26.10.12

Relação rompida.


Não me lembro bem o dia em que desisti da cozinha. Peraí.. façamos um texto honesto aqui: não sei bem o dia em que a cozinha desistiu de mim. Lembro de ela ter fechado as gavetas, guardado as panelas no armário e esvaziado a geladeira só para eu não ter a ousadia de juntar alguns ingredientes e colocá-los no fogão.

Para mim, foi uma decepção ter rompido uma relação que poderia no futuro ser bem saborosa. Mas ela não me deu chances. Uma pena! Eu sonhava com o dia em que teria um prato especial, aquele que só eu saberia fazer tão bem e que todos me pediriam. Sonhava com o dia em que chamaria amigos e familiares para um banquete preparado por mim. Ao final, ouviria elogios e veria barrigas cheias, com braguilhas abertas, e ainda alguns pedidos de quentinha dos mais caras de pau. Os mais contidos pediriam a receita. Eu diria: “claro”, sabendo que o prato deles poderia até ficar bom, mas nunca seria igual o meu. Conquistaria todos pelo paladar.

No entanto, o sonho nunca pôde ser concretizado. Entre tantas tentativas de me firmar no fogão, teve torrada tão torrada que mais parecia carvão, arroz com aparência de risoto (o sabor não), empanado de frango congelado por dentro, mas queimado por fora... muitas especialidades, como você pode ver. Pena que não sejam apreciadas pelo grande público. Tudo bem, assumo! Eu era péssima. Nunca pude dar à minha mãe o orgulho de ter uma filha de mão cheia na cozinha. E muito menos, fisgar um rapaz pela boca, como se diz por aí. Que sina a minha! Confesso que, na infância (e até hoje), fazer bolos de areia em formato de coração era bem mais fácil.

Um pouco de prática, talvez? Eu bem me esforçava. Receita no balcão, respiração controlada, instrumentos ao alcance... mãos à massa. Fazia tudo conforme o recomendado. Mas a cozinha me sabotava. Sim! A cozinha! Não sei qual o problema dela comigo, mas sei que era pessoal. Ora a colher escorregava da mão; ora o fogo não acendia; noutras vezes, o leite fervia depressa demais. O ovo quebrava com casca e tudo no frigideira, o açúcar acabava exatamente quando eu precisava, o óleo pipocava na minha cara... Acho que é falta de empatia mesmo, sabe?! Olhei pra ela, ela olhou pra mim, e o santo não bateu.

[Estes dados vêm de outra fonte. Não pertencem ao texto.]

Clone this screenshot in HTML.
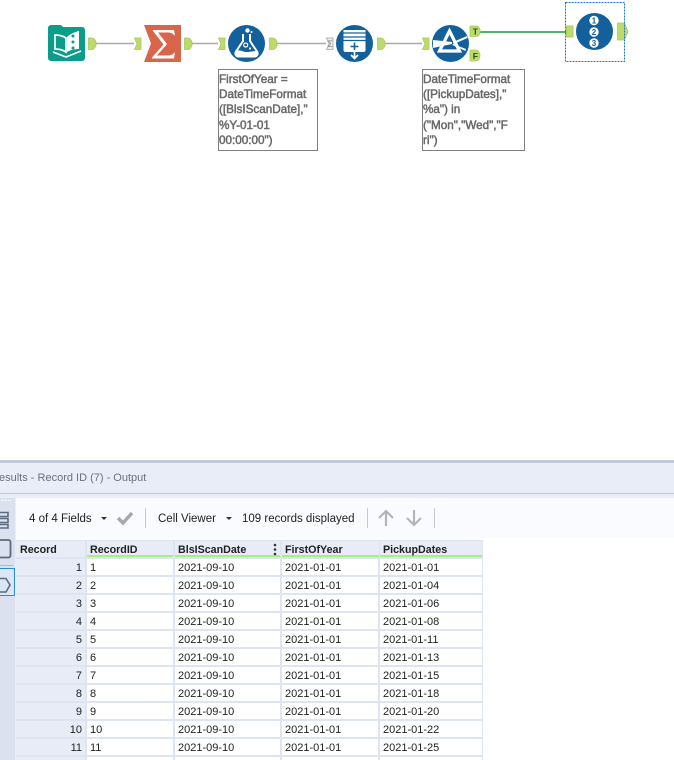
<!DOCTYPE html>
<html><head><meta charset="utf-8">
<style>
html,body{margin:0;padding:0;background:#fff}
#p{position:relative;width:674px;height:760px;overflow:hidden;background:#fff;font-family:"Liberation Sans",sans-serif;color:#222}
.a{position:absolute}
.note{position:absolute;box-sizing:border-box;border:1px solid #808080;background:#fff;color:#666;font-size:11.7px;font-weight:normal;-webkit-text-stroke:.5px #6a6a6a;line-height:15.2px;padding:2px 0 0 0;white-space:nowrap;height:82px;top:69px}
.t{position:absolute;top:511px;font-size:11.5px;line-height:16px;white-space:nowrap;color:#222}
.h{position:absolute;top:541px;height:14px;background:#e8ecf7;border-bottom:2px solid #a5f07f;font-size:10.7px;font-weight:bold;line-height:18px;padding-left:3px;color:#222}
.r{position:absolute;left:16px;width:466px;height:16px;font-size:11px;line-height:19px;color:#222}
.r b,.r i,.r u,.r s,.r em{position:absolute;top:0;height:16px;background:#fff;font-style:normal;font-weight:normal;text-decoration:none;padding-left:3px;box-sizing:border-box;white-space:nowrap}
.r b{left:0;width:69px;background:#e8ecf7;padding:0 3px 0 0;text-align:right}
.r i{left:71px;width:86px}
.r u{left:159px;width:105px}
.r s{left:266px;width:96px}
.r em{left:364px;width:102px}
</style></head><body><div id="p">

<svg class="a" style="left:0;top:0" width="674" height="160" viewBox="0 0 674 160">
<g stroke="#aaa" stroke-width="1.600" fill="none">
<path d="M96 43.500H134M192 43.500H218M276 43.500H326M384 43.500H422"/>
</g>
<path d="M480 32H567" stroke="#3aa655" stroke-width="1.800"/>
<g fill="#bddb6c" stroke="#a8c95c" stroke-width=".8">
<path d="M88.500 38h3a4.500 5.500 0 0 1 0 11.500h-3z"/>
<path d="M134.500 38h6.500v11.500h-6.500l2.500-5.500z"/>
<path d="M184.500 38h3a4.500 5.500 0 0 1 0 11.500h-3z"/>
<path d="M218.500 38h6.500v11.500h-6.500l2.500-5.500z"/>
<path d="M269.500 38h3a4.500 5.500 0 0 1 0 11.500h-3z"/>
<path d="M377.500 38h3a4.500 5.500 0 0 1 0 11.500h-3z"/>
<path d="M422.500 38h6.500v11.500h-6.500l2.500-5.500z"/>
<path d="M470 26h6a4 5 0 0 1 0 10.500h-6z"/>
<path d="M470 50h6a4 5.500 0 0 1 0 11h-6z"/>
<path d="M566.500 26h6.500v11h-6.500z"/>
<path d="M617.500 23h7l3.500 8.500-3.500 8.500h-7z"/>
</g>
<path d="M326.500 38h6.500v11.500h-6.500l2.500-5.500z" fill="#efefef" stroke="#b5b5b5"/>
<text x="472.700" y="34.500" font-size="8.500" font-weight="bold" fill="#2c4a1e" font-family="Liberation Sans">T</text>
<text x="472.700" y="59" font-size="8.500" font-weight="bold" fill="#2c4a1e" font-family="Liberation Sans">F</text>

<!-- book -->
<path d="M51 25h10l2 2h19a3 3 0 0 1 3 3v28a3 3 0 0 1-3 3H51a3 3 0 0 1-3-3V28a3 3 0 0 1 3-3z" fill="#0c9d8a"/>
<path d="M55 35c4 0 8 1 11 3v14c-3-2-7-3-11-3z" fill="none" stroke="#fff" stroke-width="1.700"/>
<path d="M79 31v18c-4 0-9 1-12 3V37c3-3 8-5 12-6z" fill="#fff"/>
<circle cx="73" cy="36" r="1.500" fill="#0c9d8a"/><circle cx="73" cy="42" r="1.500" fill="#0c9d8a"/><circle cx="73" cy="48" r="1.500" fill="#0c9d8a"/>
<path d="M53 52l13 5 15-6" stroke="#fff" stroke-width="1.600" fill="none"/>

<!-- sigma -->
<path d="M144 25h37v37h-37l7-18.500z" fill="#d9664a"/>
<path d="M153 30h21l1 6c-2-2.500-4-3.500-7-3.500h-10l9 11.500-10 11.500h11c3 0 5-1 7-3.500l-1 6.500h-22v-1l11.500-13-10.500-13.500z" fill="#fff"/>

<!-- flask -->
<circle cx="246.500" cy="43.500" r="18.500" fill="#14609c"/>
<path d="M243 34v7l-7 10.500c-1.500 2.500 0 5 2.500 5h16c2.500 0 4-2.500 2.500-5l-7-10.500v-7" fill="none" stroke="#fff" stroke-width="2"/>
<path d="M236 51c4-2 7 1 10.500 1s6-1 10.500-1l1 3-2 3h-19l-2-3z" fill="#fff"/>
<circle cx="245.700" cy="45" r="2" fill="none" stroke="#fff" stroke-width="1.200"/>
<circle cx="250" cy="48.500" r="1.100" fill="#fff"/>
<circle cx="247.500" cy="30.500" r="2.200" fill="#fff"/><circle cx="251.500" cy="32" r="1" fill="#fff"/>

<!-- record id -->
<circle cx="354.500" cy="43.500" r="18.500" fill="#14609c"/>
<path d="M343.500 30h22v20a2 2 0 0 1-2 2h-18a2 2 0 0 1-2-2z" fill="#fff"/>
<path d="M343.500 33h22M343.500 37h22M343.500 40.500h22" stroke="#14609c" stroke-width="1.300"/>
<path d="M354.500 42.500v8M350.500 46.500h8" stroke="#14609c" stroke-width="1.600"/>
<path d="M354.500 50v8M351 55l3.500 3.500 3.500-3.500" stroke="#fff" stroke-width="1.700" fill="none"/>

<!-- filter -->
<circle cx="450.500" cy="43.500" r="18.500" fill="#14609c"/>
<path d="M449.500 31l10 20h-20z" fill="none" stroke="#fff" stroke-width="3.200"/>
<path d="M433 40l19 2v2l-19 4z" fill="#fff"/>
<path d="M453 42l14-6 .6 2-14 6zM453 44l13 5-.6 2-13-6z" fill="#fff"/>

<!-- select -->
<rect x="565.500" y="2.500" width="59" height="59" fill="none" stroke="#1e78c8" stroke-width="1" stroke-dasharray="2 1"/>
<circle cx="594.500" cy="31.500" r="18.500" fill="#14609c"/>
<g fill="#fff"><circle cx="594" cy="20.500" r="4.700"/><circle cx="594" cy="32" r="4.700"/><circle cx="594" cy="43" r="4.700"/></g>
<g fill="#14609c" font-size="8" font-weight="bold" text-anchor="middle" font-family="Liberation Sans">
<text x="594" y="23.300">1</text><text x="594" y="34.800">2</text><text x="594" y="45.800">3</text>
</g>
<path d="M566.500 26h6.500v11h-6.500z" fill="#bddb6c" stroke="#a8c95c" stroke-width=".8"/>
</svg>
<div class="a" style="left:327.500px;top:37.500px;font-size:9px;line-height:12px;color:#888">Σ</div>

<div class="note" style="left:218px;width:100px">FirstOfYear =<br>DateTimeFormat<br>([BlsIScanDate],"<br>%Y-01-01<br>00:00:00")</div>
<div class="note" style="left:422px;width:103px">DateTimeFormat<br>([PickupDates],"<br>%a") in<br>("Mon","Wed","F<br>ri")</div>

<!-- results panel -->
<div class="a" style="left:0;top:460px;width:674px;height:3px;background:#c3c9d8"></div>
<div class="a" style="left:0;top:463px;width:674px;height:30px;background:#e9edf8"></div>
<div class="a" style="left:0;top:493px;width:674px;height:1px;background:#c5c9d3"></div>
<div class="a" style="left:0;top:494px;width:674px;height:266px;background:#e9edf8"></div>
<div class="a" style="left:-1px;top:470px;font-size:11px;line-height:16px;color:#6a717c;white-space:nowrap">esults - Record ID (7) - Output</div>

<div class="a" style="left:16px;top:498px;width:658px;height:40px;background:#f9fbff"></div>
<div class="a" style="left:16px;top:538px;width:658px;height:222px;background:#fff"></div>
<div class="a" style="left:0;top:498px;width:15px;height:262px;background:#dbe1ee"></div>
<div class="a" style="left:1px;top:500px;width:10px;height:2px;border-top:1px dotted #fff"></div>
<svg class="a" style="left:0;top:505px" width="16" height="95" viewBox="0 0 16 95">
<path d="M-3 7.500h11v4H-3zM-3 13.500h11v4H-3zM-3 19.500h11v3.500H-3z" fill="none" stroke="#5d6a80" stroke-width="1.600"/>
<rect x="-4" y="35" width="14.500" height="17.500" rx="2" fill="none" stroke="#5d6a80" stroke-width="1.800"/>
<path d="M0 60.500h13" stroke="#b5bac6" stroke-width="1"/>
<rect x="-2" y="63.500" width="16.500" height="27" fill="#dbe6f6" stroke="#2a8ad4"/>
<path d="M-3 73.500h9l4 6.500-4 7h-9" fill="none" stroke="#5d6a80" stroke-width="1.600"/>
</svg>

<div class="t" style="left:29px">4 of 4 Fields</div>
<div class="a" style="left:101px;top:517px;width:0;height:0;border-left:3px solid transparent;border-right:3px solid transparent;border-top:3px solid #333"></div>
<svg class="a" style="left:116px;top:510px" width="18" height="16"><path d="M2 8l5 5L16 3" fill="none" stroke="#a8a8a8" stroke-width="3.500"/></svg>
<div class="a" style="left:145px;top:508px;width:1px;height:20px;background:#c9c9c9"></div>
<div class="t" style="left:158px">Cell Viewer</div>
<div class="a" style="left:226px;top:517px;width:0;height:0;border-left:3px solid transparent;border-right:3px solid transparent;border-top:3px solid #333"></div>
<div class="t" style="left:242px">109 records displayed</div>
<div class="a" style="left:367px;top:508px;width:1px;height:20px;background:#c9c9c9"></div>
<svg class="a" style="left:376px;top:508px" width="48" height="20" fill="none" stroke="#b5b5b5" stroke-width="2.200">
<path d="M10 18V3M3 10l7-7 7 7"/><path d="M38 2v15M31 10l7 7 7-7"/></svg>
<div class="a" style="left:434px;top:508px;width:1px;height:20px;background:#c9c9c9"></div>

<!-- table -->
<div class="a" style="left:16px;top:540px;width:467px;height:220px;background:#dee4f2"></div>
<div class="h" style="left:16px;width:65px;height:16px;border-bottom:0;padding-left:4px">Record</div>
<div class="h" style="left:87px;width:83px">RecordID</div>
<div class="h" style="left:175px;width:102px">BlsIScanDate</div>
<div class="h" style="left:282px;width:94px">FirstOfYear</div>
<div class="h" style="left:380px;width:99px">PickupDates</div>
<svg class="a" style="left:272px;top:543px" width="6" height="13" fill="#333"><circle cx="3" cy="2" r="1.300"/><circle cx="3" cy="6.500" r="1.300"/><circle cx="3" cy="11" r="1.300"/></svg>

<div class="r" style="top:559px"><b>1</b><i>1</i><u>2021-09-10</u><s>2021-01-01</s><em>2021-01-01</em></div>
<div class="r" style="top:577px"><b>2</b><i>2</i><u>2021-09-10</u><s>2021-01-01</s><em>2021-01-04</em></div>
<div class="r" style="top:595px"><b>3</b><i>3</i><u>2021-09-10</u><s>2021-01-01</s><em>2021-01-06</em></div>
<div class="r" style="top:613px"><b>4</b><i>4</i><u>2021-09-10</u><s>2021-01-01</s><em>2021-01-08</em></div>
<div class="r" style="top:631px"><b>5</b><i>5</i><u>2021-09-10</u><s>2021-01-01</s><em>2021-01-11</em></div>
<div class="r" style="top:649px"><b>6</b><i>6</i><u>2021-09-10</u><s>2021-01-01</s><em>2021-01-13</em></div>
<div class="r" style="top:667px"><b>7</b><i>7</i><u>2021-09-10</u><s>2021-01-01</s><em>2021-01-15</em></div>
<div class="r" style="top:685px"><b>8</b><i>8</i><u>2021-09-10</u><s>2021-01-01</s><em>2021-01-18</em></div>
<div class="r" style="top:703px"><b>9</b><i>9</i><u>2021-09-10</u><s>2021-01-01</s><em>2021-01-20</em></div>
<div class="r" style="top:721px"><b>10</b><i>10</i><u>2021-09-10</u><s>2021-01-01</s><em>2021-01-22</em></div>
<div class="r" style="top:739px"><b>11</b><i>11</i><u>2021-09-10</u><s>2021-01-01</s><em>2021-01-25</em></div>
<div class="r" style="top:757px"><b></b><i></i><u></u><s></s><em></em></div>
</div></body></html>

São muitos mistérios, muitos detalhes. Cá entre nós, não tenho mesmo vocação para isso. Quem consegue dominar a cozinha realmente merece um prêmio. Morro de inveja de quem sabe fazer um prato especial em um dia qualquer. Morro de amores por homens que colocam o avental. Eu? Sou boa mesmo é em comer. Abro a braguilha, elogio e ainda peço a tal quentinha. Receita eu não cobro não. Peço um novo convite e levo uma garrafa de vinho em retribuição. A qualidade é mais garantida.

Depois que a cozinha não me quis nos bastidores, quem não quer mais fazer parte do show sou eu. Nossa relação ficou bem mais palatável assim. Água e óleo não se misturam. Pois bem, nada os impede de ficarem juntos. Assim ficamos, se é para visitá-la, que seja na hora das refeições.